Figure 2Maximum likelihood tree analysis and amino acid mutations of 25 SARS-CoV-2 whole genome sequences obtained by CorvGenSurv. (a) Maximum likelihood tree of 25 SARS-CoV-2 sequences obtained by CorvGenSurv along with sequences collected in California, US. A total of 1215 SARS-CoV-2 sequences collected from California, USA were downloaded from GISAID[20,21] as of July 27th, 2020. Our sequences were obtained from 25 remnant specimens from COVID-19 testing between April 13th and June 22nd, 2020 from Los Angeles County, California, USA. Specimens collected from April to May 2020 were colored purple and those collected in June were colored blue. Sequences of specimens USA/CA-LAC-USC1 to USA-CA-LAC-USC25 in Table 1 were denoted by 1 to 25 in this tree. All 25 sequences were classified as G clade with mutations P323L in NSP12 (RdRP) and D614G in S protein (grey circle). Different ancestral sequences were presented by circles in different colors with common mutations of each lineage presented in the box. The unit branch length (one nucleotide base substitution) was denoted as “HD = 1”. (b) Each of our 25 sequences’ amino acid mutations from Wuhan-Hu-1 (MN908947) were marked using Highlighter (https://www.hiv.lanl.gov/content/sequence/HIGHLIGHT/highlighter_top.html). The regions of NSP2, NSP12 (RdRP), S, E, M, and N were presented by colored boxes. (c) The prevalence of each amino acid mutation with greater than 2% frequency either globally, in the USA, or in California. A total of 28,176 global sequences were downloaded from GISAID[20,21].

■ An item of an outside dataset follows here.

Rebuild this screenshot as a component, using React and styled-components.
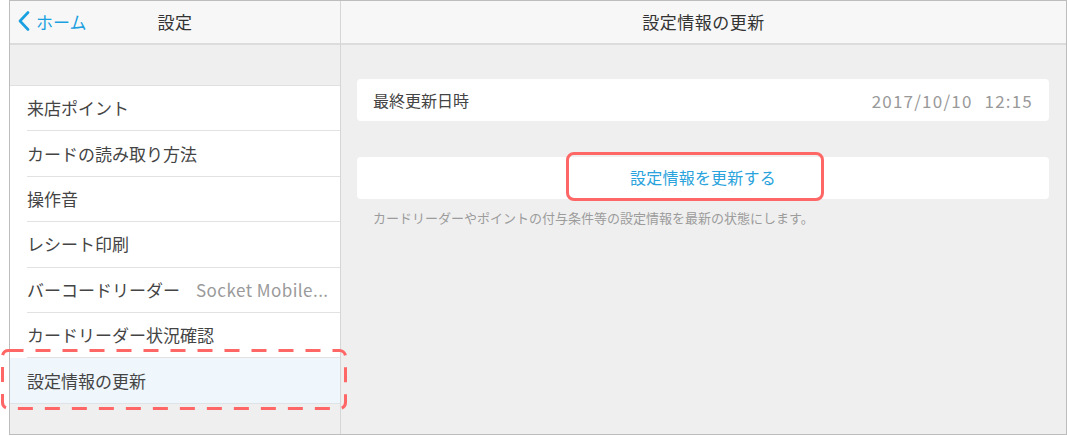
import React from "react";
import styled, { createGlobalStyle } from "styled-components";

const Global = createGlobalStyle`
  html, body { margin: 0; padding: 0; background: #ffffff; }
  body { font-family: "Noto Sans CJK JP", "Noto Sans", sans-serif; }
  * { box-sizing: border-box; }
`;

const Device = styled.div`
  position: relative;
  margin-left: 9px;
  width: 1058px;
  height: 435px;
  border: 1px solid #bdbdbd;
  display: grid;
  grid-template-columns: 330px 1px 1fr;
  background: #efefef;
`;

const Pane = styled.div`
  display: flex;
  flex-direction: column;
  min-width: 0;
  background: #efefef;
`;

const Divider = styled.div`
  background: #d6d6d6;
`;

const NavBar = styled.div`
  height: 44px;
  flex: none;
  background: #f7f7f7;
  border-bottom: 2px solid #dcdcdc;
  display: grid;
  grid-template-columns: 1fr auto 1fr;
  align-items: center;
  padding: 0 0 2px 0;
`;

const Title = styled.div`
  grid-column: 2;
  grid-row: 1;
  font-size: 17px;
  color: #333;
  letter-spacing: 0.5px;
`;

const Back = styled.div`
  grid-column: 1;
  grid-row: 1;
  display: flex;
  align-items: center;
  gap: 6px;
  margin-left: 8px;
  color: #1a9fe0;
  font-size: 17px;
  justify-self: start;
`;

const Spacer = styled.div`
  height: 41px;
  flex: none;
  border-bottom: 1px solid #e0e0e0;
`;

const List = styled.div`
  background: #ffffff;
  display: flex;
  flex-direction: column;
`;

const Row = styled.div`
  position: relative;
  height: 45.4px;
  flex: none;
  display: flex;
  align-items: center;
  justify-content: space-between;
  gap: 16px;
  margin-left: ${(p) => (p.$selected ? "0" : "17px")};
  padding: 0 14px 1px ${(p) => (p.$selected ? "17px" : "0")};
  border-bottom: 1px solid ${(p) => (p.$selected ? "#dde3e6" : "#e2e2e2")};
  background: ${(p) => (p.$selected ? "#eff7fc" : "#ffffff")};
  font-size: 17px;
  color: #444;
  white-space: nowrap;
`;

const RowLabel = styled.span`
  flex: none;
`;

const RowValue = styled.span`
  flex: none;
  color: #9a9a9a;
  font-size: 17px;
  letter-spacing: 0.45px;
`;

const DashedMark = styled.svg`
  position: absolute;
  left: -16px;
  top: -9px;
  width: 354px;
  height: 61px;
  overflow: visible;
  pointer-events: none;
`;

const Content = styled.div`
  padding: 34px 17px 0 16px;
  display: flex;
  flex-direction: column;
`;

const Card = styled.div`
  position: relative;
  height: 42px;
  background: #ffffff;
  border-radius: 4px;
  display: flex;
  align-items: center;
  justify-content: ${(p) => (p.$center ? "center" : "space-between")};
  padding: 0 16px;
  font-size: 16px;
  color: #444;
  margin-top: ${(p) => p.$gap || 0}px;
`;

const DateText = styled.span`
  color: #999;
  font-size: 17px;
  display: flex;
  gap: 12px;
  letter-spacing: 1.2px;
`;

const ActionText = styled.span`
  color: #2aa3dc;
  font-size: 16px;
  position: relative;
  top: -1px;
  letter-spacing: 0.2px;
`;

const ButtonMark = styled.div`
  position: absolute;
  left: 209px;
  top: -5px;
  width: 258px;
  height: 49px;
  border: 3px solid #ff6666;
  border-radius: 8px;
  pointer-events: none;
`;

const Caption = styled.p`
  margin: 9px 0 0 16px;
  font-size: 13px;
  color: #9c9c9c;
`;

const items = [
  { label: "来店ポイント" },
  { label: "カードの読み取り方法" },
  { label: "操作音" },
  { label: "レシート印刷" },
  { label: "バーコードリーダー", value: "Socket Mobile..." },
  { label: "カードリーダー状況確認" },
  { label: "設定情報の更新", selected: true },
];

export default function App() {
  return (
    <>
      <Global />
      <Device>
        <Pane>
          <NavBar>
            <Back>
              <svg width="12" height="20" viewBox="0 0 12 20" aria-hidden="true">
                <polyline
                  points="10,1.5 2,10 10,18.5"
                  fill="none"
                  stroke="#1a9fe0"
                  strokeWidth="2.6"
                  strokeLinecap="round"
                  strokeLinejoin="round"
                />
              </svg>
              <span>ホーム</span>
            </Back>
            <Title>設定</Title>
          </NavBar>
          <Spacer />
          <List>
            {items.map((it) => (
              <Row key={it.label} $selected={it.selected}>
                <RowLabel>{it.label}</RowLabel>
                {it.value && <RowValue>{it.value}</RowValue>}
                {it.selected && (
                  <DashedMark viewBox="0 0 354 61">
                    <rect
                      x="8.5"
                      y="1.5"
                      width="343"
                      height="58"
                      rx="6"
                      fill="none"
                      stroke="#ff6666"
                      strokeWidth="3"
                      strokeDasharray="15 12"
                    />
                  </DashedMark>
                )}
              </Row>
            ))}
          </List>
        </Pane>
        <Divider />
        <Pane>
          <NavBar>
            <Title>設定情報の更新</Title>
          </NavBar>
          <Content>
            <Card>
              <span>最終更新日時</span>
              <DateText>
                <span>2017/10/10</span>
                <span>12:15</span>
              </DateText>
            </Card>
            <Card $center $gap={36}>
              <ActionText>設定情報を更新する</ActionText>
              <ButtonMark />
            </Card>
            <Caption>カードリーダーやポイントの付与条件等の設定情報を最新の状態にします。</Caption>
          </Content>
        </Pane>
      </Device>
    </>
  );
}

Figure 3SARS-CoV-2 divergence. Our 25 Los Angeles sequences’ number of base substitutions from the reference sequence Wuhan-Hu-1 (MN908947) was plotted against the collection time of each sequence as days from the reference sequence collection time, December 31st, 2019. The SARS-CoV-2 evolution rate was estimated to be 8.62 10–4 substitutions per site per year (95% confidence interval: 7.96 10–4 to 9.24 10–4) by linear regression (solid line).

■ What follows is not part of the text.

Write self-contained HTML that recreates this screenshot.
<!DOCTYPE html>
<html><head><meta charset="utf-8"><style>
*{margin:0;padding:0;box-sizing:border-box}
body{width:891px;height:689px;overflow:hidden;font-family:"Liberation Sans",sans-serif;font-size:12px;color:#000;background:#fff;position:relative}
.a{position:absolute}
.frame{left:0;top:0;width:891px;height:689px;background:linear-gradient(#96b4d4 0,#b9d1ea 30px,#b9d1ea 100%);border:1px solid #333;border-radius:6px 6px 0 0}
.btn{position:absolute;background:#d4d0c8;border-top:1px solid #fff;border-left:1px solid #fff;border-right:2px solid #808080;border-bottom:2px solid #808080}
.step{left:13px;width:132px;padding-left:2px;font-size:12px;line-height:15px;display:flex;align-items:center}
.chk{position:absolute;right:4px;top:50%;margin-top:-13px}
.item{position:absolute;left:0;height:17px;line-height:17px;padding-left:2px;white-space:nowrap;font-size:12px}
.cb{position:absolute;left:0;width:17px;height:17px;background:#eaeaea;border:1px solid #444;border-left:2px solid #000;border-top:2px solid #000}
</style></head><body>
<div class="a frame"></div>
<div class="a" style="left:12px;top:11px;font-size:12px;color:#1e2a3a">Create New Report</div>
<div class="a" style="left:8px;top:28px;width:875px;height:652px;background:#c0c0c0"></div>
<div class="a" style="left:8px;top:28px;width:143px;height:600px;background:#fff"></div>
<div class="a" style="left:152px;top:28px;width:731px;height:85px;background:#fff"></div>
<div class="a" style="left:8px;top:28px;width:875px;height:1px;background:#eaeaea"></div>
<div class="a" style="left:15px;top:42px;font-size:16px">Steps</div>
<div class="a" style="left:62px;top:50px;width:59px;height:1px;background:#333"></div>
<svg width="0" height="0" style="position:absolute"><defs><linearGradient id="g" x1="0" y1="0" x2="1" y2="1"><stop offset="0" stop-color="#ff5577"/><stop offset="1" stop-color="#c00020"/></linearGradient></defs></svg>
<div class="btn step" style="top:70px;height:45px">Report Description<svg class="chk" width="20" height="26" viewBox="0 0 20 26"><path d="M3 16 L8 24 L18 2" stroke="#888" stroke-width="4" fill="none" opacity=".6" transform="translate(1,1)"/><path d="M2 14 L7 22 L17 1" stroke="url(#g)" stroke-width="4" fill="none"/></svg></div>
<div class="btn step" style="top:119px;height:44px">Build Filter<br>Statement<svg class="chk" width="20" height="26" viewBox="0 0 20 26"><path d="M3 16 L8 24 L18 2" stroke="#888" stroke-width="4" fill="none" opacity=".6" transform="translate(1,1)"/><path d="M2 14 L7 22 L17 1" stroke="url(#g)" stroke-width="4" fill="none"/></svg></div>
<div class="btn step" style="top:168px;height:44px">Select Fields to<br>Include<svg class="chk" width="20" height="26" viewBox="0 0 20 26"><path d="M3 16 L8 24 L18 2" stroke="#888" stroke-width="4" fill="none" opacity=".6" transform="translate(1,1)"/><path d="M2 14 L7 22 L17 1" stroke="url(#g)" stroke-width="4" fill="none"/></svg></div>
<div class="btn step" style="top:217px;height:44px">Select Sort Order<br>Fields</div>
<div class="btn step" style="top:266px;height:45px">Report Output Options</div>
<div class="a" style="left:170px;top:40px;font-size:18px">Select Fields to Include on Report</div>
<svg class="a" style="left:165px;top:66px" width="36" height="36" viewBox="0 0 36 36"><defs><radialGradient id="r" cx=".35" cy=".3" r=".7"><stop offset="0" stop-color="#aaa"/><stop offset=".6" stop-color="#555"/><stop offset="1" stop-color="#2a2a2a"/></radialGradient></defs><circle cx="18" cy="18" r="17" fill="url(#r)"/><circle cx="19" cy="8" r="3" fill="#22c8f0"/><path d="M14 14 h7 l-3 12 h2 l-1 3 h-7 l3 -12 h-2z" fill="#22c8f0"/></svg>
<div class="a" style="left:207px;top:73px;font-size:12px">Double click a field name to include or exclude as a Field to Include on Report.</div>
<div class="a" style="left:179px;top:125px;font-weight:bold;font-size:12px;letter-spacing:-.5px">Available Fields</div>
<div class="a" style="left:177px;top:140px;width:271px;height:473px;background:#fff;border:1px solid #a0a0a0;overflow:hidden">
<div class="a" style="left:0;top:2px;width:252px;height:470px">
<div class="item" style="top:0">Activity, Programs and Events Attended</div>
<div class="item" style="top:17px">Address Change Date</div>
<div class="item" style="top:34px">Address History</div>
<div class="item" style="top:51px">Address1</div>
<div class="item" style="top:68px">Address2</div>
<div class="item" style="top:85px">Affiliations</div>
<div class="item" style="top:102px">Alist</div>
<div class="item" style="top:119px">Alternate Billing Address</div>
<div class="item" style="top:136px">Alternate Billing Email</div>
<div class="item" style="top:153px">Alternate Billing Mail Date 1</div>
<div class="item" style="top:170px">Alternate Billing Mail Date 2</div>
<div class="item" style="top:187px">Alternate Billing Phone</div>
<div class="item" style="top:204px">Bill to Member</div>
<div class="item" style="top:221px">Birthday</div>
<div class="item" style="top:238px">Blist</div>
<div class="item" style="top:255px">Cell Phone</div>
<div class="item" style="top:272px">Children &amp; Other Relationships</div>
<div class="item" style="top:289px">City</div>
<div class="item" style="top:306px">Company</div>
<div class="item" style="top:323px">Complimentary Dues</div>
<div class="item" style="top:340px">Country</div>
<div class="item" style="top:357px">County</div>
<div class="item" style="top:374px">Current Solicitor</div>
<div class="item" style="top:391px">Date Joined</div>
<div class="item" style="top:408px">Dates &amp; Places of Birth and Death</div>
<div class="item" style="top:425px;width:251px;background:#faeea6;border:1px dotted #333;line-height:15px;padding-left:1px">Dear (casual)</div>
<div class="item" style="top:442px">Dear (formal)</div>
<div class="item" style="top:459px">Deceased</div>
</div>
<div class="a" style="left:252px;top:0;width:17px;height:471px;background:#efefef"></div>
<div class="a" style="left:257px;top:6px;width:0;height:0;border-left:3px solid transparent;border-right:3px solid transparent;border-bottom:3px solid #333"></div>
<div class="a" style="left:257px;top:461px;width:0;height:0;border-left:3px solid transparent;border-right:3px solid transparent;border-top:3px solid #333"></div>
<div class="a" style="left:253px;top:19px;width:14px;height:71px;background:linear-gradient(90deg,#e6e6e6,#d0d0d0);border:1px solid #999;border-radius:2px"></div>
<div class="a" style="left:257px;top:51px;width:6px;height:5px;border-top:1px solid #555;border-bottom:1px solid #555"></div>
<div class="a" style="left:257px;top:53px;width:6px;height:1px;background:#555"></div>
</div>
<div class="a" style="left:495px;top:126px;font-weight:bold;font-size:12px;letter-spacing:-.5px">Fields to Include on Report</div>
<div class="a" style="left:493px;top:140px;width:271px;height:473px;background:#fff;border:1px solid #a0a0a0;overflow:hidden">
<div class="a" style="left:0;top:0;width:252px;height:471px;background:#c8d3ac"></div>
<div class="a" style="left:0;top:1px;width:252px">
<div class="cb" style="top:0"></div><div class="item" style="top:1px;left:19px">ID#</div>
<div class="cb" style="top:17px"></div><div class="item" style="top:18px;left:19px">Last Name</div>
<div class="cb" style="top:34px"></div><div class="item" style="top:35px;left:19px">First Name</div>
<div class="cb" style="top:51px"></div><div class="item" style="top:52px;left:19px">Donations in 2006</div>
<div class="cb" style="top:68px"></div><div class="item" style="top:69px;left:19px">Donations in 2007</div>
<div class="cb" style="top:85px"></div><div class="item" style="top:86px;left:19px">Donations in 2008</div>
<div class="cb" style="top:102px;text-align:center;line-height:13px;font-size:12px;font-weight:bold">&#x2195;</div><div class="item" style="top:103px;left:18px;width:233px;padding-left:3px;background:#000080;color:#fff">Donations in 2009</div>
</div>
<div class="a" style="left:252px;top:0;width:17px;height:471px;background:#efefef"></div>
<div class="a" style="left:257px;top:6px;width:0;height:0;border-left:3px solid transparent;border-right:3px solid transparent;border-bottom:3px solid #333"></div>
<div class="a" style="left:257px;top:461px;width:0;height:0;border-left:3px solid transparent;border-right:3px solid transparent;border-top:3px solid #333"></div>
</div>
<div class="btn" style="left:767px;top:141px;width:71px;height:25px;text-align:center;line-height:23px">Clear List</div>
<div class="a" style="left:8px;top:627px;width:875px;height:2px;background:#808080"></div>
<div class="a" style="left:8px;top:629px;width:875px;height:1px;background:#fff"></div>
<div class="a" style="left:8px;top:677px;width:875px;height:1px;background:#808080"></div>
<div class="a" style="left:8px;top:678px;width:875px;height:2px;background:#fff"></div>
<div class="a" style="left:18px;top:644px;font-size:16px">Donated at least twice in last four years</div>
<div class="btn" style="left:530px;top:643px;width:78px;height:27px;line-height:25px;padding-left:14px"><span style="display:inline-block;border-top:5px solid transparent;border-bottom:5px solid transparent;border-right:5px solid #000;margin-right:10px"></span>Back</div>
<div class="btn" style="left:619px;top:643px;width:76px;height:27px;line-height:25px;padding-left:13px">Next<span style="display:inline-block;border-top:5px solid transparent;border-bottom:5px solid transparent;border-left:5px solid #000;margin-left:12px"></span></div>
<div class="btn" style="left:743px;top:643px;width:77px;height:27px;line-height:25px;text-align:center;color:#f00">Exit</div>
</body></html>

Figure 4Influenza A (H1N1) evolution and vaccination. (a) Maximum likelihood tree of 255 H1N1 Hemagglutinin (HA) sequences sampled in April 2019 (blue boxes), 1140 H1N1 HA sequences sampled in January 2020 (red boxes), 2019–2020 H1N1 Northern hemisphere vaccine strain (A/Brisbane/02/2018, purple diamond) and 2018–2019 vaccine strain (A/Michigan/45/201, grey diamond). All HA nucleotide sequences were downloaded from GISAID[20,21]. The H1N1 HA sequences in January 2020 showed greater tree distances from the 2019–2020 H1N1 vaccine strain, compared to those in April 2019 (b) Two-dimensional map of 255 sequences collected in April 2019 along with the 2019–2020 H1N1 vaccine strain’s HA sequence (purple diamond) and 2018–2020 HIN1 vaccine’s HA sequence (grey diamond). The nucleotide distance among all pairs of sequences was scaled to the Euclidean distance by multidimensional scaling. (c) Two-dimensional map of 1140 HA sequences collected in January 2020 along with the two vaccine sequences. (d) The HA sequences in January 2020 showed greater nucleotide distances from the 2019–2020 vaccine strain than those in April 2019 (p < 0.001, Wilcoxon rank sum test).